At the recent ICA Tokyo Seminar, I expressed the following sentiment on behalf of the sponsor: "There is one problem which exists in the relations between cooperatives and young people. What is the purpose of participation in 'planning and work' by youth? The first reply to this question is 'for the sake of furthering the development of the business or other interests' of the cooperative. But that alone is inadequate, since there is a danger of young people being treated as tools for the sake of the continuation and the success of the cooperative. Youth is never just the tool. The second reply is that the cooperative must be useful in resolving the labor or other demanding problems which young people encounter. It is truly this reply, I feel, which is the most important.

CONCLUSION

Naturally, it would be incorrect to converge this content only on the issue of youth. Cooperatives should be useful and valuable to the people whom they seek to serve in an era characterized by a falling birth rate and the aging of society in Japan, in proceeding of concentration and social exclusion under economic globalization, under the collapse in local community, and in facing "structural reforms" -- big bankruptcies and soaring unemployment.

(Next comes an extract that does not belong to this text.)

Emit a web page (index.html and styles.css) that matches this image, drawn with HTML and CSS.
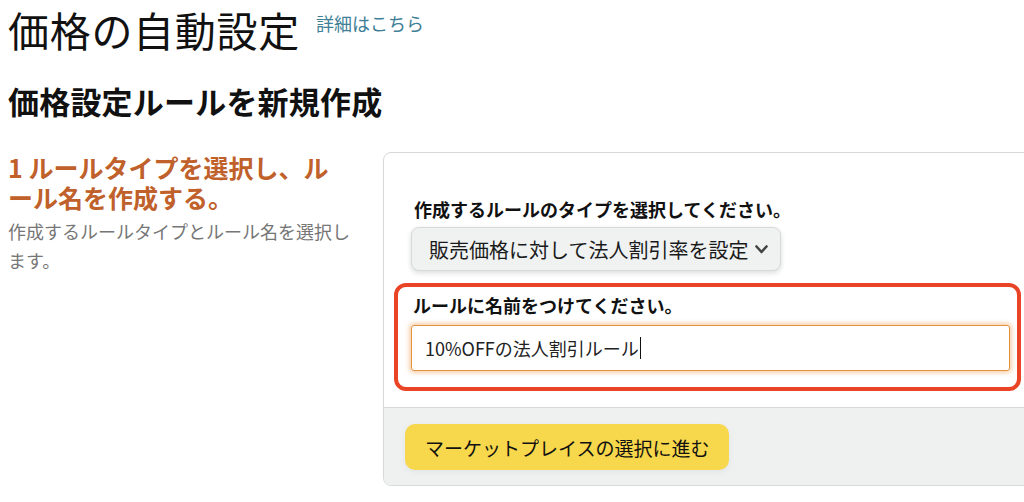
FILE: index.html
```html
<!DOCTYPE html>
<html lang="ja">
<head>
<meta charset="utf-8">
<title>価格の自動設定</title>
<link rel="stylesheet" href="styles.css">
</head>
<body>
<div class="page">
  <header class="header">
    <h1 class="title">価格の自動設定</h1>
    <a class="help-link" href="#">詳細はこちら</a>
  </header>
  <h2 class="subtitle">価格設定ルールを新規作成</h2>
  <div class="main">
    <div class="step">
      <div class="step-title">1 ルールタイプを選択し、ルール名を作成する。</div>
      <div class="step-desc">作成するルールタイプとルール名を選択します。</div>
    </div>
    <div class="card">
      <div class="card-body">
        <div class="field-label">作成するルールのタイプを選択してください。</div>
        <div class="select">
          <span class="select-text">販売価格に対して法人割引率を設定</span>
          <svg class="chevron" width="13" height="9" viewBox="0 0 13 9"><polyline points="1.5,1.5 6.5,7 11.5,1.5" fill="none" stroke="#444" stroke-width="2.6" stroke-linecap="round" stroke-linejoin="round"/></svg>
        </div>
        <div class="highlight">
          <div class="field-label">ルールに名前をつけてください。</div>
          <div class="text-input"><span>10%OFFの法人割引ルール</span><span class="caret"></span></div>
        </div>
      </div>
      <div class="card-footer">
        <button class="primary-btn">マーケットプレイスの選択に進む</button>
      </div>
    </div>
  </div>
</div>
</body>
</html>
```
FILE: styles.css
```css
html, body {
  margin: 0;
  padding: 0;
}
body {
  width: 1024px;
  height: 502px;
  overflow: hidden;
  background: #ffffff;
  color: #0f1111;
  font-family: "Noto Sans CJK JP", "Noto Sans", sans-serif;
}
.page {
  padding-left: 8px;
}
.header {
  display: flex;
  align-items: flex-start;
  gap: 16px;
  padding-top: 4px;
}
.title {
  margin: 0;
  font-size: 41px;
  line-height: 50px;
  font-weight: 400;
  letter-spacing: 0.7px;
  color: #111;
}
.help-link {
  margin-top: 7px;
  font-size: 18px;
  line-height: 24px;
  color: #3f7f97;
  text-decoration: none;
}
.subtitle {
  margin: 27px 0 0 0;
  font-size: 31px;
  line-height: 40px;
  font-weight: 700;
  letter-spacing: 0.2px;
  color: #111;
}
.main {
  display: flex;
  align-items: flex-start;
  gap: 32px;
  margin-top: 31px;
}
.step {
  flex: 0 0 343px;
  line-break: loose;
}
.step-title {
  font-size: 25px;
  line-height: 30px;
  font-weight: 700;
  color: #c0602a;
}
.step-desc {
  margin-top: 5px;
  font-size: 18px;
  line-height: 29px;
  color: #767676;
}
.card {
  flex: 0 0 700px;
  border: 1px solid #d5d9d9;
  border-radius: 8px;
  overflow: hidden;
}
.card-body {
  padding: 44px 0 16px 27px;
}
.field-label {
  margin-left: 3px;
  font-size: 18px;
  line-height: 25px;
  font-weight: 700;
  color: #111;
}
.select {
  display: inline-flex;
  align-items: center;
  box-sizing: border-box;
  height: 44px;
  margin-top: 5px;
  padding: 0 12px 0 17px;
  gap: 7px;
  background: #f0f2f2;
  border: 1px solid #d5d9d9;
  border-radius: 8px;
  box-shadow: 0 2px 5px rgba(15, 17, 17, 0.15);
  font-size: 20px;
  color: #1a1a1a;
}
.chevron {
  display: block;
}
.highlight {
  box-sizing: border-box;
  width: 627px;
  margin: 12px 0 0 -17px;
  padding: 6px 7px 16px 13px;
  border: 4px solid #ea4427;
  border-radius: 12px;
}
.highlight .field-label {
  margin-left: 2px;
  line-height: 24px;
}
.text-input {
  display: flex;
  align-items: center;
  box-sizing: border-box;
  height: 46px;
  margin-top: 8px;
  padding: 0 13px;
  border: 1px solid #e3913f;
  border-radius: 3px;
  box-shadow: 0 0 4px 2px rgba(228, 121, 17, 0.35);
  font-size: 18px;
  color: #222;
}
.caret {
  display: inline-block;
  width: 1px;
  height: 22px;
  margin-left: 1px;
  background: #111;
}
.card-footer {
  padding: 16px 21px 15px;
  background: #eff1f1;
  border-top: 1px solid #d5d9d9;
}
.primary-btn {
  display: block;
  height: 46px;
  padding: 0 20px;
  border: none;
  border-radius: 10px;
  background: #f7d74b;
  box-shadow: 0 2px 5px rgba(213, 217, 217, 0.5);
  font-family: "Noto Sans CJK JP", "Noto Sans", sans-serif;
  font-size: 19px;
  color: #111;
}
```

Nevertheless, in responding to these needs, if the individual cooperatives limit their endeavors to "type-specific efforts," and in more severe terms, are active in isolated and exclusive fashion, the true superiority of the cooperative will fail to have an impact on the public and the community. In short, "cooperation in the 21st century" cannot be on the extension line of what has come to pass to date.

In 2001, the Asian young people who are deeply involved in cooperatives are taking the first step in reaching beyond the walls which distinguish them by type, in rising together to address a vast range of issues. Although this quest will take time, when today's buds reach the state of cultivation, a decade or more from now, I am confident that the "cooperation in the 21st century" will be realized by those who constitute today's youth.